Consider a multi-warehouse ecommerce company selling through its own storefront and two major marketplaces. If order routing is handled manually or through channel-specific tools, one warehouse may become overloaded while another holds idle stock. An ERP-driven workflow model can route orders based on inventory proximity, labor capacity, shipping zone economics, and cutoff times. The result is not just faster fulfillment, but better operational scalability.
This model also supports exception management. If a pick short occurs, if a carrier misses a collection window, or if inbound receipts are delayed, the system should trigger workflow actions rather than rely on email chains. That may include reallocating stock, reprioritizing orders, notifying customer service, or escalating procurement decisions. Operational resilience depends on how quickly the business can absorb these disruptions without losing control.
| Workflow model | Best-fit ecommerce scenario | Primary operational benefit | Key tradeoff |
|---|---|---|---|
| Centralized fulfillment orchestration | Brands with multiple channels and one primary DC | Consistent order prioritization and reporting | May require stronger warehouse process discipline |
| Distributed inventory routing | Retailers with multiple fulfillment nodes or stores | Lower delivery times and shipping cost optimization | Higher complexity in inventory synchronization |
| Demand-led replenishment workflow | Fast-moving SKU portfolios with volatile demand | Reduced stockouts and better working capital control | Requires cleaner demand and supplier data |
| Exception-driven fulfillment governance | High-volume operations with frequent disruptions | Faster issue resolution and service continuity | Needs clear escalation ownership and KPI design |
Operational intelligence as the control layer
Ecommerce leaders need more than dashboards. They need operational intelligence that explains why service levels are slipping, where inventory distortion is occurring, which suppliers are creating replenishment risk, and how fulfillment decisions affect margin. A modern ERP environment should provide role-based visibility for operations managers, supply chain leaders, finance teams, and executives.
For example, an operations manager should be able to see order backlog by SLA risk, pick accuracy by zone, and receiving delays by supplier. A CFO should be able to see inventory aging, expedite cost trends, and gross margin impact by fulfillment path. A CIO should be able to assess integration health, workflow latency, and data quality exceptions. This is where business intelligence modernization becomes essential to enterprise reporting modernization.
AI-assisted operational automation can strengthen this layer when applied pragmatically. It can help identify replenishment anomalies, predict likely stockouts, recommend order rerouting, or flag unusual return patterns. But the value comes from embedding intelligence into governed workflows, not from adding isolated prediction tools without process accountability.
Cloud ERP modernization and vertical SaaS architecture considerations
Ecommerce businesses often operate with a mixed application landscape that includes storefront platforms, marketplace connectors, warehouse systems, shipping tools, customer service platforms, and finance applications. Cloud ERP modernization should not aim to replace every specialized tool immediately. Instead, it should establish a scalable operational architecture in which the ERP acts as the system of operational coordination, governance, and enterprise visibility.

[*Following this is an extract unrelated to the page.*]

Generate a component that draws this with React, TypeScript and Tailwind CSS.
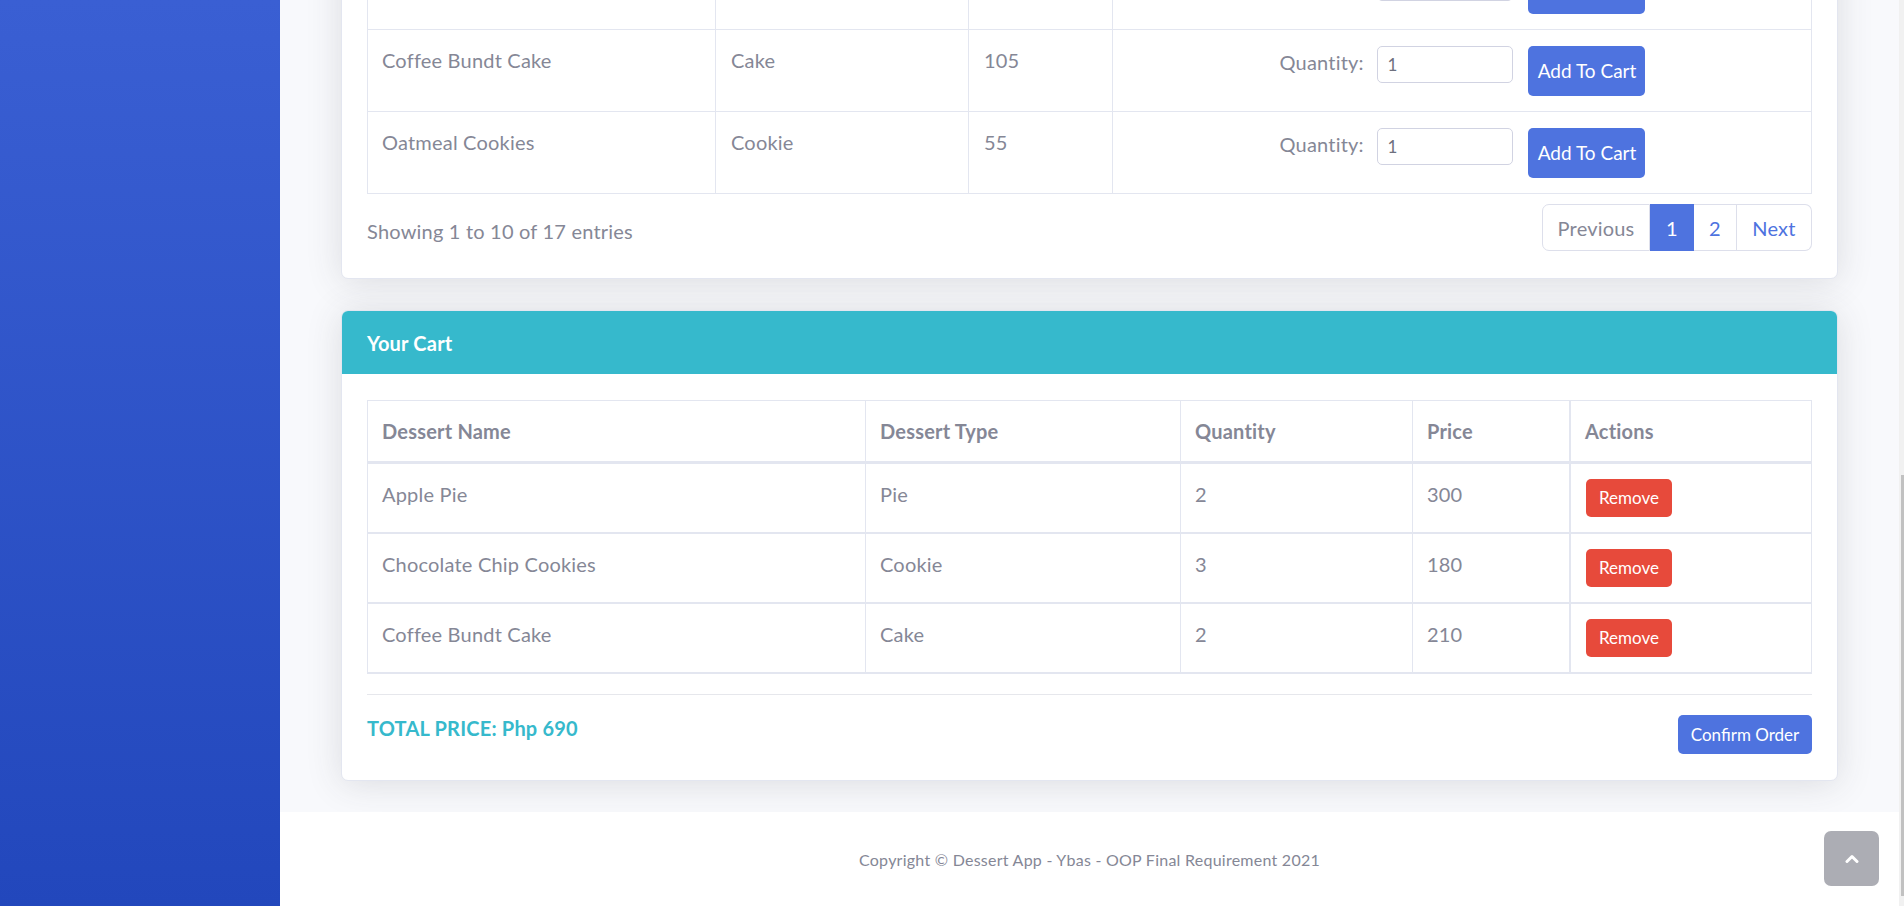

This is where vertical SaaS architecture matters. Ecommerce operations require industry-specific workflow models for inventory availability, order promising, returns handling, channel reconciliation, and fulfillment exception management. A generic ERP deployment without ecommerce-specific orchestration often recreates manual workarounds. SysGenPro should frame its value around designing industry operational architecture that integrates specialized commerce tools into a governed digital operations backbone.
Implementation sequencing is critical. Businesses should prioritize high-friction workflows first: inventory synchronization, order routing, replenishment approvals, warehouse status visibility, and financial reconciliation. This creates measurable gains without forcing a disruptive big-bang transformation.
Implementation guidance for executive teams
Executive sponsors should begin by mapping the current operating model, not just the software stack. The key questions are operational: where inventory truth is created, where orders are routed, where exceptions are resolved, where approvals slow down throughput, and where reporting lags decision-making. This reveals whether the business has a systems problem, a workflow problem, or both.
A practical deployment model usually starts with process standardization before advanced automation. If warehouse teams use different receiving codes, if procurement lead times are unmanaged, or if returns are classified inconsistently, automation will scale confusion rather than efficiency. Governance design should therefore precede workflow acceleration.
- Define target-state inventory states, ownership rules, and adjustment controls
- Standardize order orchestration logic across channels and fulfillment nodes
- Establish supplier, warehouse, and customer service exception workflows
- Align ERP data models with finance, operations, and customer promise metrics
- Phase integrations to protect business continuity during peak trading periods
- Create KPI governance for fill rate, order cycle time, inventory accuracy, backlog risk, and returns recovery
- Use pilot deployments to validate workflow design before network-wide rollout
Operational resilience, ROI, and continuity planning
The strongest business case for ecommerce ERP workflow modernization is not limited to labor savings. It includes reduced stock distortion, fewer split shipments, lower expedite costs, improved fill rates, faster month-end reconciliation, better working capital control, and stronger customer retention through reliable fulfillment. These gains are especially important in volatile demand environments where operational continuity becomes a competitive differentiator.
Resilience planning should be built into the architecture. That includes fallback workflows for carrier disruption, supplier delays, warehouse outages, and sudden demand spikes. It also includes role-based approvals, auditability for inventory changes, and clear recovery procedures for integration failures. Ecommerce operations are highly time-sensitive, so continuity design cannot be deferred until after go-live.
For enterprise leaders, the strategic objective is clear: build an ecommerce operating system that can scale without multiplying manual coordination. When ERP workflow models are designed as operational intelligence infrastructure, the business gains more than efficiency. It gains control, visibility, and the ability to adapt fulfillment and inventory decisions with confidence.